Tisna Nando, Indonesia

All Is Not Lost
The 2004 Asia tsunami destroyed villages, towns and lives. But in calamity there is sometimes opportunity—a wiping of the slate that, for better or worse, allows people to start over. In the aftermath of the disaster, Tisna Nando, a 35-year-old environmentalist from Indonesia's North Sulawesi province, saw that kind of clean-slate opportunity. As an education-and-awareness manager at Fauna & Flora International (FFI), a U.K.-based environmental NGO, Nando has worked for the past two years to help the people of devastated Aceh province create a better future for themselves by learning to live in greater harmony with their surroundings.

"It's difficult to talk about conservation when people are still trying to find a place to live," Nando says. "It was easier to speak about the environment when people were not so traumatized." After all, she and a handful of colleagues at FFI work in Calang, a district of Aceh where most of the homes and businesses were flattened by the tsunami, where half of all residents were killed, where survivors are still struggling to make enough money to put rice and fish on the table.
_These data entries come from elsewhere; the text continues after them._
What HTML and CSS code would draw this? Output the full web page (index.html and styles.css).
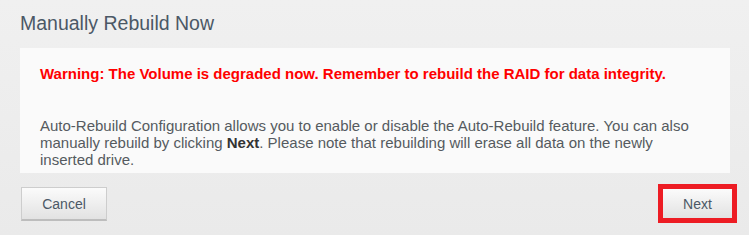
FILE: index.html
```html
<!DOCTYPE html>
<html>
<head>
<meta charset="utf-8">
<link rel="stylesheet" href="styles.css">
</head>
<body>
<div class="page">
  <h1 class="title">Manually Rebuild Now</h1>
  <div class="panel">
    <p class="warning">Warning: The Volume is degraded now. Remember to rebuild the RAID for data integrity.</p>
    <p class="desc">Auto-Rebuild Configuration allows you to enable or disable the Auto-Rebuild feature. You can also manually rebuild by clicking <b>Next</b>. Please note that rebuilding will erase all data on the newly inserted drive.</p>
  </div>
  <div class="actions">
    <button class="btn btn-cancel">Cancel</button>
    <button class="btn btn-next">Next</button>
  </div>
</div>
</body>
</html>
```
FILE: styles.css
```css
html, body {
  margin: 0;
  padding: 0;
}
body {
  width: 749px;
  height: 235px;
  overflow: hidden;
  background: linear-gradient(to bottom, #f0f0f0 0%, #eaeaea 100%);
  font-family: "Liberation Sans", Arial, sans-serif;
}
.page {
  padding: 0 12px 0 20px;
}
.title {
  margin: 0;
  padding-top: 11px;
  height: 48px;
  box-sizing: border-box;
  font-size: 19.5px;
  font-weight: normal;
  line-height: 24px;
  color: #4b5866;
}
.panel {
  width: 710px;
  height: 125px;
  box-sizing: border-box;
  background: #fafafa;
  padding: 17px 20px 0 20px;
}
.warning {
  margin: 0;
  font-size: 15px;
  line-height: 17px;
  font-weight: bold;
  color: #ff0000;
}
.desc {
  margin: 36px 0 0 0;
  font-size: 15px;
  line-height: 16.8px;
  color: #555a60;
}
.desc b {
  color: #333;
}
.actions {
  display: flex;
  justify-content: space-between;
  align-items: flex-start;
  margin-top: 11px;
  padding-left: 1px;
}
.btn {
  font-family: "Liberation Sans", Arial, sans-serif;
  font-size: 14px;
  color: #4b5866;
  background: linear-gradient(to bottom, #fbfbfb 0%, #e2e2e2 100%);
  padding: 0;
  box-sizing: border-box;
  cursor: pointer;
}
.btn-cancel {
  width: 86px;
  height: 34px;
  margin-top: 3px;
  border: 1px solid #cdcdcd;
  border-bottom: 2px solid #bdbdbd;
}
.btn-next {
  width: 79px;
  height: 39px;
  border: 5px solid #ed1c24;
}
```
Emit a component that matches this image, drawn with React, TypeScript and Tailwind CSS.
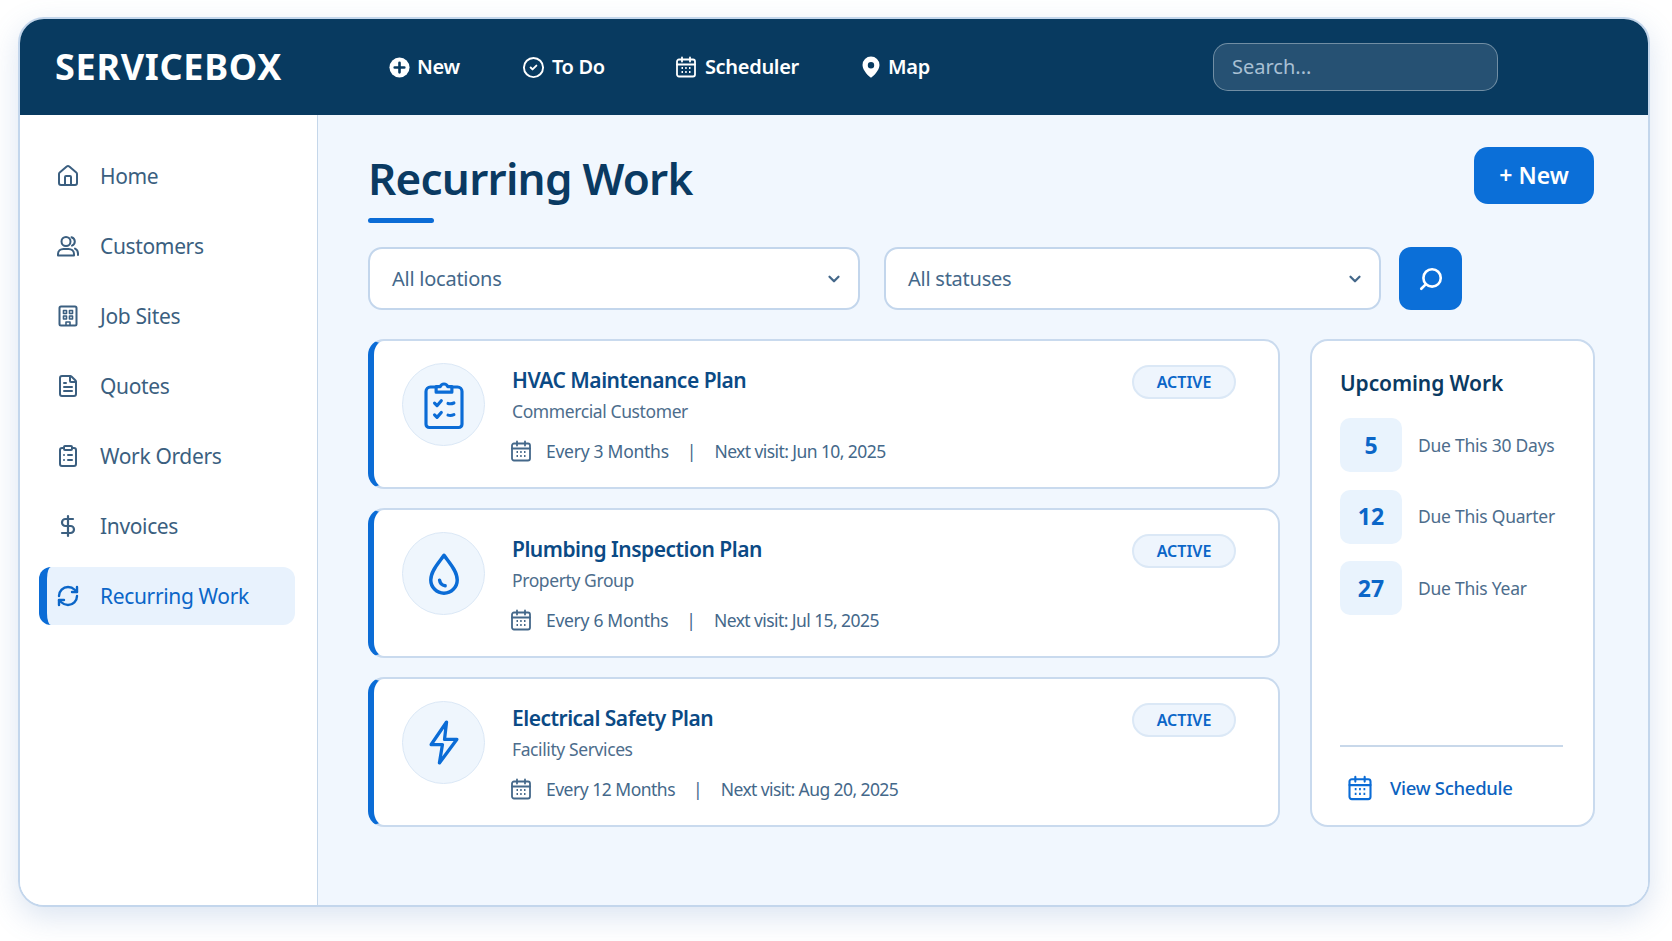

But Nando has slowly built trust among the locals. After the tsunami, the first order of business was damage control. So Nando started a program employing 300 people who cleaned up mangroves ripped out by the waves and replaced them with live plants in order to restore the shoreline's potential for shrimp and crab farming. An additional 25 hectares were planted along the coast to act as a natural barrier against future tsunamis. Now, with normalcy returning to the lives of the area's fisherman and farmers, Nando and her colleagues talk to residents one-on-one about the long-term benefits of preserving their environment.

Progress is often measured in small victories. For example, Nando says her group convinced a local official to refrain from opening a restaurant that featured dishes made from the area's wild birds. But they are also tackling greater challenges. Aceh's forests are the most ecologically diverse in Indonesia, but clearcutting has taken a heavy toll. FFI was able to convince the heads of six Acehnese villages that reckless logging was destroying their future.

In July, the village leaders signed an agreement banning the clearing of any more forests in their districts. Since then, "the water is much cleaner and not yellow like before," says Muhib Budin, a local leader. As part of the project, Budin received 12,000 rubber-tree saplings from FFI to plant as an income substitute for the village. Hashimi, an ex-logger who before the tsunami cut down more than 10 trees a month to satisfy demand for Aceh's precious seumantok wood, is also thinking long term. "If we replant the trees by the lake," he says, "maybe we could increase eco-tourism in Aceh." Those are hopeful words from an island where hope has been in short supply.

Vu Thi Quyen >>



Learning to Fly Green [Sep. 25, 2006]
Air travel can be an environmentally dirty business. A couple tips on making it cleaner

Dangerous Dive [Jul. 10, 2006]
The perils and politics of swimming in China's Pearl River

Still Losing a Harbor [Jun. 19, 2006]
Hong Kong has a rare opportunity to fix its unwelcoming waterfront. Think it will take it?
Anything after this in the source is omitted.